A deceased estate refers to the assets and properties that a person leaves behind after passing away. Most people prepare a will that lists how they would like their property to be distributed.
During this entire process, an estate lawyer will play a critical role in the proper execution of your will. For example, estate lawyers apply for probate on behalf of your property, identify the deceased person's assets and provide timely legal advice to the executor of your will.
Because of these critical functions, you may consider hiring an estate lawyer to represent your property when you pass away. But how much will these services cost? Estate lawyers typically charge according to the following factors.
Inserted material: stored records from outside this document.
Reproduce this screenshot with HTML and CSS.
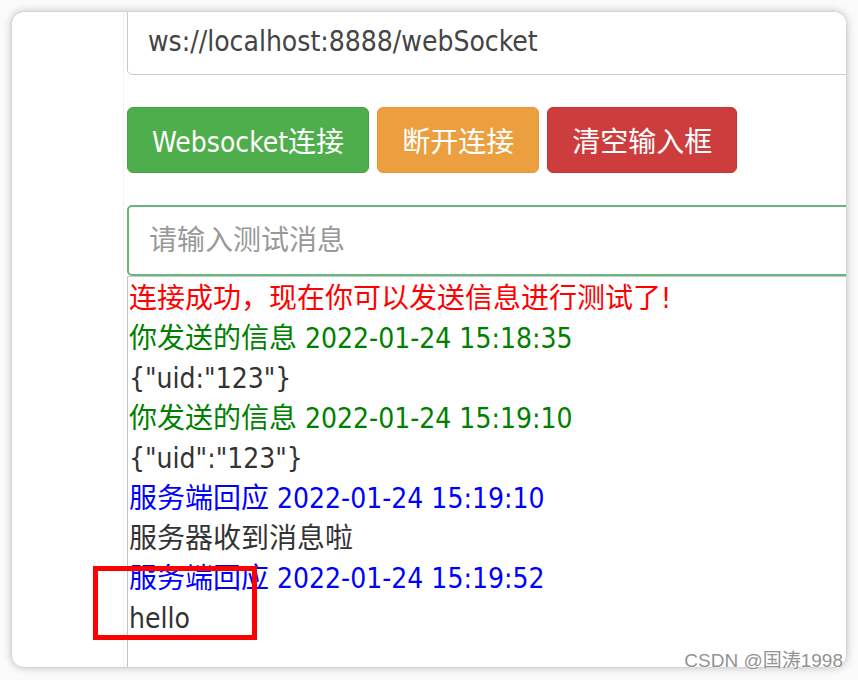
FILE: index.html
```html
<!DOCTYPE html>
<html lang="zh-CN">
<head>
<meta charset="utf-8">
<title>WebSocket 测试</title>
<link rel="stylesheet" href="styles.css">
</head>
<body>
<div class="window">
  <div class="column">
    <input class="field" type="text" value="ws://localhost:8888/webSocket">
    <div class="actions">
      <button class="btn btn-success">Websocket连接</button>
      <button class="btn btn-warning">断开连接</button>
      <button class="btn btn-danger">清空输入框</button>
    </div>
    <input class="field field-success" type="text" placeholder="请输入测试消息">
    <div class="log">
      <div class="line red">连接成功，现在你可以发送信息进行测试了!</div>
      <div class="line green">你发送的信息 2022-01-24 15:18:35</div>
      <div class="line">{"uid:"123"}</div>
      <div class="line green">你发送的信息 2022-01-24 15:19:10</div>
      <div class="line">{"uid":"123"}</div>
      <div class="line blue">服务端回应 2022-01-24 15:19:10</div>
      <div class="line">服务器收到消息啦</div>
      <div class="line blue">服务端回应 2022-01-24 15:19:52</div>
      <div class="line">hello</div>
    </div>
  </div>
  <div class="mark"></div>
</div>
<div class="watermark">CSDN @国涛1998</div>
</body>
</html>
```
FILE: styles.css
```css
html, body {
  margin: 0;
  padding: 0;
  background: #fbfbfb;
}

body {
  padding: 12px;
  width: 834px;
  height: 656px;
  position: relative;
  font-family: "DejaVu Sans Condensed", "DejaVu Sans", "Noto Sans CJK SC", sans-serif;
  font-stretch: condensed;
  font-size: 28px;
}

.window {
  position: relative;
  width: 834px;
  height: 655px;
  background: #fff;
  border-radius: 12px;
  overflow: hidden;
  box-shadow: 0 0 10px rgba(0, 0, 0, 0.28), 0 0 2px rgba(0, 0, 0, 0.12);
}

.column {
  margin-top: -5px;
  margin-left: 111px;
  padding-left: 3px;
  border-left: 1px solid #f3f3f3;
  width: 800px;
  height: 700px;
}

.field {
  display: block;
  box-sizing: border-box;
  width: 100%;
  height: 68px;
  margin: 0;
  padding: 0 20px;
  border: 1px solid #cccccc;
  border-radius: 5px;
  background: #fff;
  color: #444;
  font: inherit;
  font-stretch: condensed;
  outline: none;
}

.field::placeholder {
  color: #999;
}

.field-success {
  height: 71px;
  margin-top: 32px;
  border: 2px solid #6ab47e;
}

.actions {
  display: flex;
  gap: 8px;
  margin-top: 32px;
}

.btn {
  height: 66px;
  padding: 0 24px;
  border: 1px solid transparent;
  border-radius: 6px;
  color: #fff;
  font: inherit;
  font-stretch: condensed;
  white-space: nowrap;
}

.btn-success {
  background: #4eae4b;
  border-color: #46a344;
}

.btn-warning {
  background: #eb9f3f;
  border-color: #e69532;
}

.btn-danger {
  background: #cd3d3d;
  border-color: #c43333;
}

.log {
  border-top: 1px solid #c8c8c8;
  border-left: 1px solid #c4c4c4;
  padding-left: 1px;
  padding-top: 2px;
  height: 500px;
}

.line {
  line-height: 40px;
  height: 40px;
  color: #333;
  white-space: nowrap;
}

.red { color: #ff0000; }
.green { color: #008000; }
.blue { color: #0000ff; }

.mark {
  position: absolute;
  left: 81px;
  top: 554px;
  width: 154px;
  height: 64px;
  border: 5px solid #ff0000;
}

.watermark {
  position: absolute;
  right: 15px;
  bottom: 10px;
  font-family: "Liberation Sans", "Noto Sans CJK SC", sans-serif;
  font-size: 19px;
  line-height: 19px;
  color: #939393;
  text-shadow: 0 0 2px #fff, 0 0 2px #fff;
}
```
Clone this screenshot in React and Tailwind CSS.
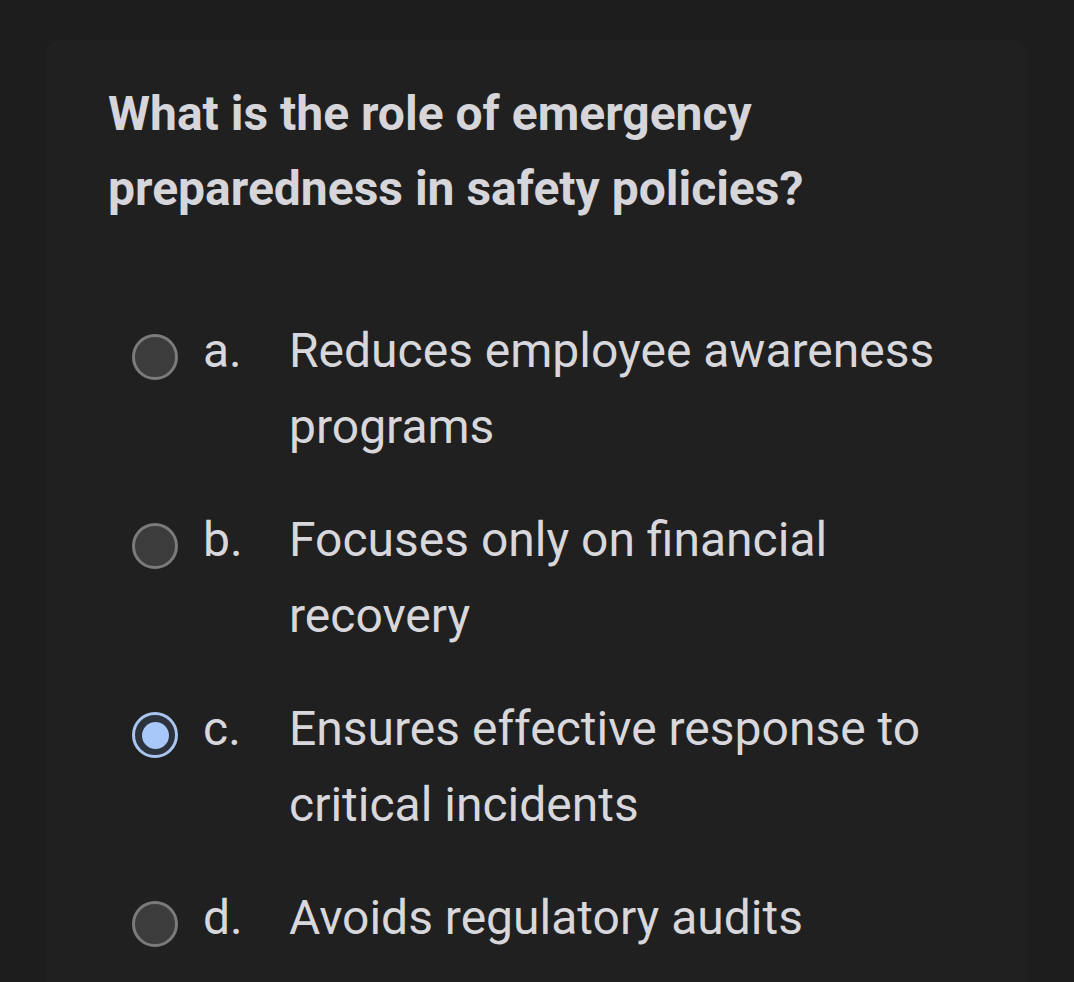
import React from 'react';

const options = [
  { key: 'a', text: 'Reduces employee awareness programs' },
  { key: 'b', text: 'Focuses only on financial recovery' },
  { key: 'c', text: 'Ensures effective response to critical incidents', selected: true },
  { key: 'd', text: 'Avoids regulatory audits' },
];

function Radio({ selected }) {
  if (selected) {
    return (
      <div className="w-[46px] h-[46px] shrink-0 rounded-full border-[3px] border-[#a9c6f0] bg-[#2d333d] flex items-center justify-center">
        <div className="w-[27px] h-[27px] rounded-full bg-[#a8c8fa]" />
      </div>
    );
  }
  return <div className="w-[46px] h-[46px] shrink-0 rounded-full border-[3px] border-[#7b7b7b] bg-[#3c3c3c]" />;
}

export default function App() {
  return (
    <div className="w-[1074px] h-[982px] overflow-hidden bg-[#1d1d1d] pt-[40px] pl-[46px] pr-[46px]" style={{ fontFamily: 'Roboto, "Liberation Sans", sans-serif' }}>
      <div className="bg-[#202020] rounded-t-[14px] h-[1000px] pt-[36px] pl-[62px] pr-[40px]">
        <h1 className="text-[48px] leading-[75px] font-bold text-[#d6d5da] w-[800px]">
          What is the role of emergency preparedness in safety policies?
        </h1>
        <div className="mt-[87px] pl-[24px] flex flex-col gap-[37px]">
          {options.map((o) => (
            <div key={o.key} className="flex items-start">
              <div className="mt-[21px]">
                <Radio selected={o.selected} />
              </div>
              <span className="ml-[25px] w-[86px] shrink-0 text-[48px] leading-[76px] text-[#d8d7dc]">{o.key}.</span>
              <span className="text-[48px] leading-[76px] text-[#d8d7dc] w-[660px]">{o.text}</span>
            </div>
          ))}
        </div>
      </div>
    </div>
  );
}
1. The extent of advice given for your case
If your case is simple and straightforward to handle, you may end up spending less on hiring an estate lawyer. For example, having a will with clear and detailed instructions reduces the workload that your lawyer needs to carry out. Furthermore, paying off most of your debt before passing away will minimise any complications during the probate process.
In cases where disputes arise with creditors and beneficiaries, the estate's lawyer may need to spend more time representing multiple parties and protecting your property from litigation. The result is higher court costs and a lengthier legal process.
2. The probate process
Perhaps the most significant role that an estate lawyer will play is preparing for the probate process. Probate refers to a legal evaluation of your estate to clear any outstanding debts, before assigning the property to beneficiaries as outlined in your will. Your lawyer will have to plan for the court process and ensure that your estate is legally cleared for distribution as directed in your will.
Some estates lawyers charge a flat rate for the probate process, while others will categorise the fees according to how much work needs to be done.
3. Management of assets in the estate
An estates lawyer may also carry out the critical function of identifying and collecting a deceased person's assets. For example, they may locate where your home, vehicle or piece of land are after you pass away. They may also oversee your financial assets (such as investment accounts and bank accounts) until these assets are assigned to beneficiaries as outlined in your will.
If you have a large estate that requires management, you may have to spend more on lawyer costs than another person who has fewer assets. This is because identifying and managing a broad portfolio of assets will come with associated administration costs. A large estate is also more likely to undergo dispute from beneficiaries, creditors and other parties.